S’il devait se lancer, il trouverait également sur sa route Sanoussy Bantama Sow, ancien ministre réputé proche d’Alpha Condé, qui se verrait lui aussi prendre la relève. C’est un militant de longue date à la fidélité inébranlable, renvoyé de l’université dans les années 1990 pour avoir pris fait et cause pour « Alpha » quand celui-ci s’opposait à Lansana Conté. Comme Kassory Fofana, ce Peul de Moyenne-Guinée milite pour une alternance ethno-régionale à la tête du parti.

Descendre dans l’arène

Autre ambitieux : Ibrahima Khalil Kaba, ancien ministre des Affaires étrangères, longtemps perçu comme le dauphin potentiel d’Alpha Condé. Cela lui avait d’ailleurs valu des inimitiés dans l’entourage de l’ancien président et, aujourd’hui encore, ses relations avec Mohamed Diané, Tibou Kamara ou Kassory Fofana sont inégales. Khalil Kaba est un technocrate, plutôt moins marqué politiquement que plusieurs des prétendants précédemment cités. Mais lui aussi se prend à rêver du premier rôle. « Ce n’était pas son agenda, affirme l’un de ses proches. Mais il est hors de question de laisser ce pays entre les mains de ces vieux ! »
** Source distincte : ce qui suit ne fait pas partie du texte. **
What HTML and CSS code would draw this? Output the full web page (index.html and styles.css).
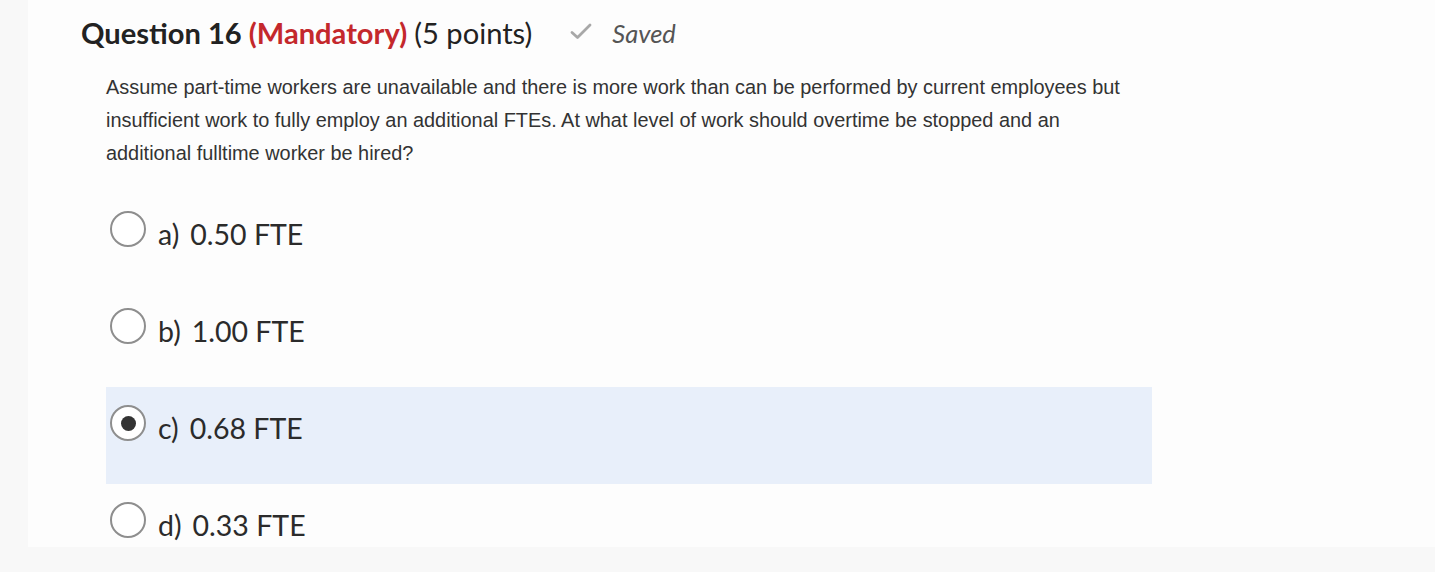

« Beaucoup de gens lui demandent de se positionner pour la reprise du parti, explique une source en interne. J’ai pour ma part un a priori positif parce qu’il n’a pas été mêlé à des scandales financiers. » « Mais il faudra qu’il descende dans l’arène politique, qu’il se fasse connaître, qu’il accepte de donner des coups et d’en recevoir », conclut l’un de ses proches. Pour l’instant, lui aussi insiste sur la nécessité de faire libérer Alpha Condé. Et cela lui fait au moins un point commun avec tous ses rivaux.